#### [Your goal]
Emit the data below verbatim, stripping out any pictures.

#### [Supplied material]
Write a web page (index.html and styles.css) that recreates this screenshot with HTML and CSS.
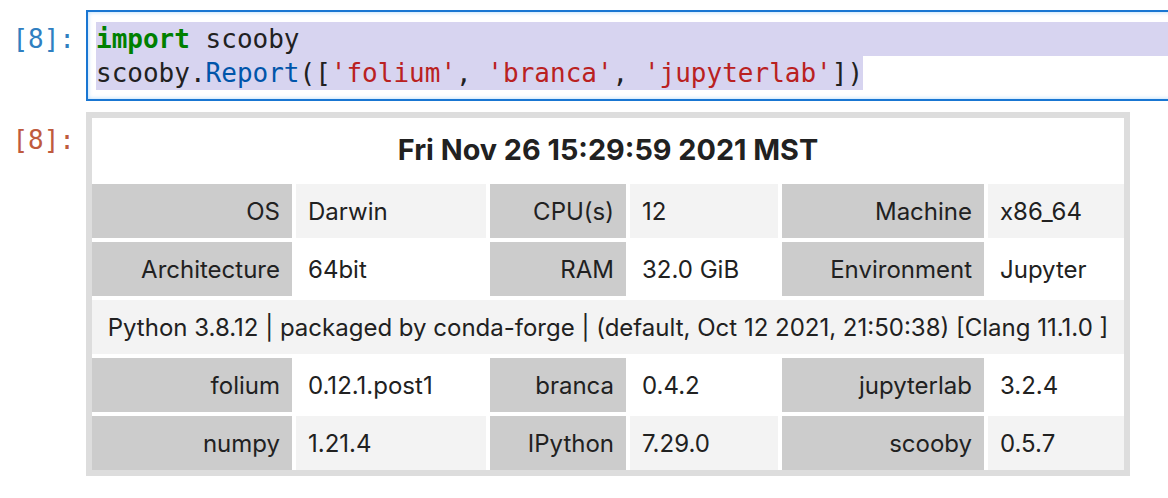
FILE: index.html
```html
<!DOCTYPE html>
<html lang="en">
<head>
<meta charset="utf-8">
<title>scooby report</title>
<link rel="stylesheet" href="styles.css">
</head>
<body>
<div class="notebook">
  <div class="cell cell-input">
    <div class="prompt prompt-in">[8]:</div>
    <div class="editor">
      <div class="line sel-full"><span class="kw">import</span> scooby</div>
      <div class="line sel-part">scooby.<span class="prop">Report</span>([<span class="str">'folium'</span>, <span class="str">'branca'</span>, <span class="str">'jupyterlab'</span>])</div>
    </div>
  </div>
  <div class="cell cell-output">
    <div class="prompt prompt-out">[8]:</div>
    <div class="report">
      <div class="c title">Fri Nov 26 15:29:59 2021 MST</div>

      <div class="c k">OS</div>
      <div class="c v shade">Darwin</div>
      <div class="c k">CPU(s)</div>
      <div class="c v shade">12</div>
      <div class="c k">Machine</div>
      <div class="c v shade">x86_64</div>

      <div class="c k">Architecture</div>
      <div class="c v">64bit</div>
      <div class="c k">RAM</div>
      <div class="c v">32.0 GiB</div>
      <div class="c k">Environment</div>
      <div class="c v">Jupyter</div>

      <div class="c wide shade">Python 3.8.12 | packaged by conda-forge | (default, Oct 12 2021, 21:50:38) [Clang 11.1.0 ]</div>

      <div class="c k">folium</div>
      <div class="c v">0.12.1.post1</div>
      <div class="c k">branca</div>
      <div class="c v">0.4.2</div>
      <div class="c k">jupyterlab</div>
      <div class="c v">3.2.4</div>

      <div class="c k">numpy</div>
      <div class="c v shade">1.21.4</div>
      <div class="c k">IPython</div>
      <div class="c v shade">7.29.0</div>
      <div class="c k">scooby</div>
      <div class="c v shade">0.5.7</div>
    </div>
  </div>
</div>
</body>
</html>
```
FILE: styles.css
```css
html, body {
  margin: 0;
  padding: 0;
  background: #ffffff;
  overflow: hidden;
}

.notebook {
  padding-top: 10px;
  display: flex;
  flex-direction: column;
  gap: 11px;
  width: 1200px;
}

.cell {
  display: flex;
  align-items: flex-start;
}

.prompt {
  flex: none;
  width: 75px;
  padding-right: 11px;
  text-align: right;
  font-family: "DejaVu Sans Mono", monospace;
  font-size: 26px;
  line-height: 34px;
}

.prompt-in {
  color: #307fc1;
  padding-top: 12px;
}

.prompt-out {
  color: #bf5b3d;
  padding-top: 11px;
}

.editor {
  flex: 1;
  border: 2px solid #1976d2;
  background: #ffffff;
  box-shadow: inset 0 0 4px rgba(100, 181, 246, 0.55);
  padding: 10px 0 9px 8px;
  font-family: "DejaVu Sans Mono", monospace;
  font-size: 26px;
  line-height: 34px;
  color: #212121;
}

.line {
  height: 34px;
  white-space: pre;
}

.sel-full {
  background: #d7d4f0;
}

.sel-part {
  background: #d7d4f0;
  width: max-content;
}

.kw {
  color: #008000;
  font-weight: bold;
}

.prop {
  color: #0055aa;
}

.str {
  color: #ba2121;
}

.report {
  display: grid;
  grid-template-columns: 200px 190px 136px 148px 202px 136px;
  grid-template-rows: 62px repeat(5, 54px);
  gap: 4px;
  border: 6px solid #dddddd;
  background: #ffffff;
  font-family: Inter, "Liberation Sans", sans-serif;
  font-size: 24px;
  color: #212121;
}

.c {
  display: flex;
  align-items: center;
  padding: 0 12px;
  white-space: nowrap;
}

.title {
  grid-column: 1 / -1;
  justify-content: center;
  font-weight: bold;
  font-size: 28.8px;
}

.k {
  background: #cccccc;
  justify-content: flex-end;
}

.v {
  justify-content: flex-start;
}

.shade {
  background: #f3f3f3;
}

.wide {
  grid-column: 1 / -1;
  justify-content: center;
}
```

#### [Result of this task]
Write a web page (index.html and styles.css) that recreates this screenshot with HTML and CSS.
FILE: index.html
```html
<!DOCTYPE html>
<html lang="en">
<head>
<meta charset="utf-8">
<title>scooby report</title>
<link rel="stylesheet" href="styles.css">
</head>
<body>
<div class="notebook">
  <div class="cell cell-input">
    <div class="prompt prompt-in">[8]:</div>
    <div class="editor">
      <div class="line sel-full"><span class="kw">import</span> scooby</div>
      <div class="line sel-part">scooby.<span class="prop">Report</span>([<span class="str">'folium'</span>, <span class="str">'branca'</span>, <span class="str">'jupyterlab'</span>])</div>
    </div>
  </div>
  <div class="cell cell-output">
    <div class="prompt prompt-out">[8]:</div>
    <div class="report">
      <div class="c title">Fri Nov 26 15:29:59 2021 MST</div>

      <div class="c k">OS</div>
      <div class="c v shade">Darwin</div>
      <div class="c k">CPU(s)</div>
      <div class="c v shade">12</div>
      <div class="c k">Machine</div>
      <div class="c v shade">x86_64</div>

      <div class="c k">Architecture</div>
      <div class="c v">64bit</div>
      <div class="c k">RAM</div>
      <div class="c v">32.0 GiB</div>
      <div class="c k">Environment</div>
      <div class="c v">Jupyter</div>

      <div class="c wide shade">Python 3.8.12 | packaged by conda-forge | (default, Oct 12 2021, 21:50:38) [Clang 11.1.0 ]</div>

      <div class="c k">folium</div>
      <div class="c v">0.12.1.post1</div>
      <div class="c k">branca</div>
      <div class="c v">0.4.2</div>
      <div class="c k">jupyterlab</div>
      <div class="c v">3.2.4</div>

      <div class="c k">numpy</div>
      <div class="c v shade">1.21.4</div>
      <div class="c k">IPython</div>
      <div class="c v shade">7.29.0</div>
      <div class="c k">scooby</div>
      <div class="c v shade">0.5.7</div>
    </div>
  </div>
</div>
</body>
</html>
```
FILE: styles.css
```css
html, body {
  margin: 0;
  padding: 0;
  background: #ffffff;
  overflow: hidden;
}

.notebook {
  padding-top: 10px;
  display: flex;
  flex-direction: column;
  gap: 11px;
  width: 1200px;
}

.cell {
  display: flex;
  align-items: flex-start;
}

.prompt {
  flex: none;
  width: 75px;
  padding-right: 11px;
  text-align: right;
  font-family: "DejaVu Sans Mono", monospace;
  font-size: 26px;
  line-height: 34px;
}

.prompt-in {
  color: #307fc1;
  padding-top: 12px;
}

.prompt-out {
  color: #bf5b3d;
  padding-top: 11px;
}

.editor {
  flex: 1;
  border: 2px solid #1976d2;
  background: #ffffff;
  box-shadow: inset 0 0 4px rgba(100, 181, 246, 0.55);
  padding: 10px 0 9px 8px;
  font-family: "DejaVu Sans Mono", monospace;
  font-size: 26px;
  line-height: 34px;
  color: #212121;
}

.line {
  height: 34px;
  white-space: pre;
}

.sel-full {
  background: #d7d4f0;
}

.sel-part {
  background: #d7d4f0;
  width: max-content;
}

.kw {
  color: #008000;
  font-weight: bold;
}

.prop {
  color: #0055aa;
}

.str {
  color: #ba2121;
}

.report {
  display: grid;
  grid-template-columns: 200px 190px 136px 148px 202px 136px;
  grid-template-rows: 62px repeat(5, 54px);
  gap: 4px;
  border: 6px solid #dddddd;
  background: #ffffff;
  font-family: Inter, "Liberation Sans", sans-serif;
  font-size: 24px;
  color: #212121;
}

.c {
  display: flex;
  align-items: center;
  padding: 0 12px;
  white-space: nowrap;
}

.title {
  grid-column: 1 / -1;
  justify-content: center;
  font-weight: bold;
  font-size: 28.8px;
}

.k {
  background: #cccccc;
  justify-content: flex-end;
}

.v {
  justify-content: flex-start;
}

.shade {
  background: #f3f3f3;
}

.wide {
  grid-column: 1 / -1;
  justify-content: center;
}
```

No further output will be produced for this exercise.